I try to program in Python in a way that will work in both Python 2.7 and Python 3 (using the frozen "from __future__ import …" statements, but I suggest Python 2.7 as the appropriate language to program in—it is frozen now, so things will continue to work (or not work) the same way no matter what brainstorm the language developers have in Python 3.

I find Python an excellent tool for rapid prototyping (which is what most research code is) and for simple user interfaces. The numpy and scipy packages make it suitable for medium-scale scientific programming, and Cython can recover a good chunk of the interpreter overhead. It is not (currently) a good programming language for GUIs, as the GUI packages are all incompatible and mostly arcane.

I see no reason to write a new program (even a one-liner) in PERL. You may be stuck with legacy code in PERL, but there is no excuse for creating more of it.

Jonathan Badger said...

In terms of scripting languages, there is also Ruby, with its BioRuby. Many people think Ruby is just a web-thing, but it is a general purpose scripting language that just seems cleaner and more consistent than Perl or Python (and doesn't have the silly white-space dependency of the latter).

John Didion said...

I switched from industry to acadamia in 2008 as a Java programmer, and it was clear that wasn't going to fly in bioinformatics. So I quickly taught myself perl, which at the time seemed to be synonymous with bioinformatics. I had to hold my nose, but when in Rome...

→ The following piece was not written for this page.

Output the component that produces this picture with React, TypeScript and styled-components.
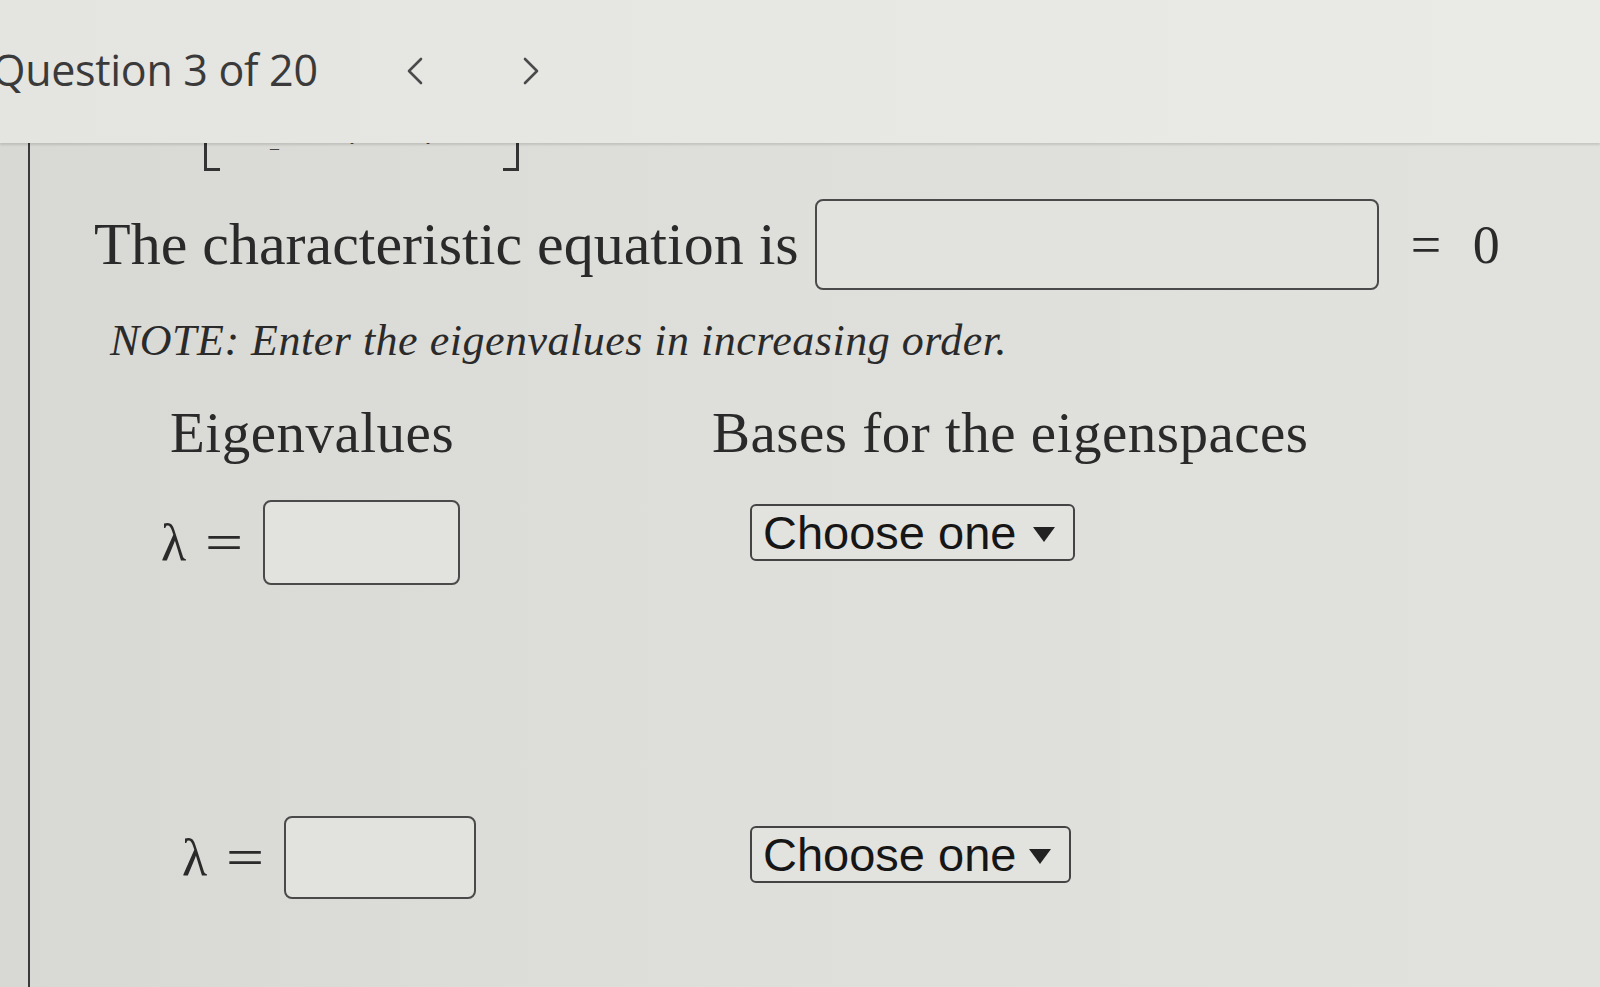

A few years later I looked at the landscape again and fortunately python had come a long way. Additionally, I realized I needed to learn R for statistical analysis and creating publication-worthy figures. I've been very happy with the [data processing in python] --> [data analysis and visualization in R] stack ever since. Python 3 is a huge upgrade in terms of performance and just the overall quality and consistency of the language and libraries. I've written code in Py3 (with Cython extensions) that performs similar to or better than similar tools written in C++ (see https://github.com/jdidion/atropos). The breaking changes from py2 to py3 are frustrating but I think necessary for the long-term health of the language.

On the horizon, I think Julia is definitely going to be my next language. It will reach maturity in 2-3 years, and have solid library support within 5 years, such that it can replace both python and R in my stack. The other language I'm very interested in is Rust, specifically as a replacement for C++/Cython for optimizing the slowest bits of my python code. Also, I think Javascript will grow in importance for interactive visualization, but for that purpose it will mostly be accessible via python bindings (e.g. Bokeh).

Lucas van Dijk said...

Please, stop recommending to start new projects in Python 2. Python 3 is a better language, with a more organised standard library, which is more iterator based (memory efficient) and with very nice new features as async functions and type hints. There are hardly any libraries without support for Python 3, and more and more libraries will drop support for Python 2 in the coming years, see https://python3statement.org. Python 3 has been released 8 years ago. It's time to make the switch (and it is worth it).

David Schlesinger said...

First, I must agree with Lucas. Python3, please.

As someone who knew a bit of Python and R, I would very strongly urge you to at least try Go. Its almost as expressive as Python, but it is simple and very readable. Being statically-typed and compiled actually helps noobs. Standard library, community are great. Plus, once you get into more modern features such as concurrence and easy cross-compiling, you'll be hooked.

Brian Repko said...

What's wrong with Java? Now particularly with Java 8.

Kyle Lesack said...

I have to agree with Lucas about Python 3. In addition to his points, I'd add Unicode handling as well. Python 2 has terrible Unicode support, which is needed for a lot of data science applications. The Unicode handling in Python 3 is drastically improved (UTF-8 is the default encoding).